_TASK DETAILS_: Count every line of the listing where the string "styled" occurs, and reply with the count alone.

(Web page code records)
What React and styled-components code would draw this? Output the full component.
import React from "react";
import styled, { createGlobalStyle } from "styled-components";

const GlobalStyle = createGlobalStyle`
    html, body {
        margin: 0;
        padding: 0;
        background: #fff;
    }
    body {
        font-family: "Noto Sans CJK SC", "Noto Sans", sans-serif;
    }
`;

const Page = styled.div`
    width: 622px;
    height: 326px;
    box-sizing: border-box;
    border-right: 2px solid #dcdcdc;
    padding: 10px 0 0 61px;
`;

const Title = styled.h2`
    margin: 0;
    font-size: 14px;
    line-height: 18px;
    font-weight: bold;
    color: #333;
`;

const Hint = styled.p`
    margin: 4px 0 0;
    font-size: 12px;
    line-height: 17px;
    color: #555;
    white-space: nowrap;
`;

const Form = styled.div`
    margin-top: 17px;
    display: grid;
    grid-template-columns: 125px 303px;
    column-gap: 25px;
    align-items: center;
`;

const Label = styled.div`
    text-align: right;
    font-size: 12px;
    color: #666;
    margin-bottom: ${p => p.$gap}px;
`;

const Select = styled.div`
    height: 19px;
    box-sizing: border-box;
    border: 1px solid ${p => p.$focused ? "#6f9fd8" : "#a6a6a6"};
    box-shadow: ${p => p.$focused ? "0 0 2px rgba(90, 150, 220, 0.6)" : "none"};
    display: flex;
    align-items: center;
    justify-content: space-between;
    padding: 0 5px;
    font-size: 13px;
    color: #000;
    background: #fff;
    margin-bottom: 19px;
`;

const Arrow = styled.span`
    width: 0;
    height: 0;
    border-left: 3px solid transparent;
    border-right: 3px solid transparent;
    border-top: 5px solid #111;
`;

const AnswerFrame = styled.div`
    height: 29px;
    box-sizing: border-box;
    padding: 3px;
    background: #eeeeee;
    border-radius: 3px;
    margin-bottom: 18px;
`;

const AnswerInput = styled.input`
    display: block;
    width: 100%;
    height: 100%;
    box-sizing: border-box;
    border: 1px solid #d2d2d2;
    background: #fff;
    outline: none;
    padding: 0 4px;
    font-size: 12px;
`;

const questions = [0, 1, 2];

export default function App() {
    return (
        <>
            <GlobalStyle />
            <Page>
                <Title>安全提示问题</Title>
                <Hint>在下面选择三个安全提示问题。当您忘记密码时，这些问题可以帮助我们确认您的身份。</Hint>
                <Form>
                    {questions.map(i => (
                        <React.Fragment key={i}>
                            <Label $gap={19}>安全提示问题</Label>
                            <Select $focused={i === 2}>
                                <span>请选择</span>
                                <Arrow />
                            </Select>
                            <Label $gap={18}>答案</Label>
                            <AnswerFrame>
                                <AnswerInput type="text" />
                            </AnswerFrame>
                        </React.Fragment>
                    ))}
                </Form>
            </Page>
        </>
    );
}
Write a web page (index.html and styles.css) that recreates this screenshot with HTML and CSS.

_CORRECT RESPONSE_: 11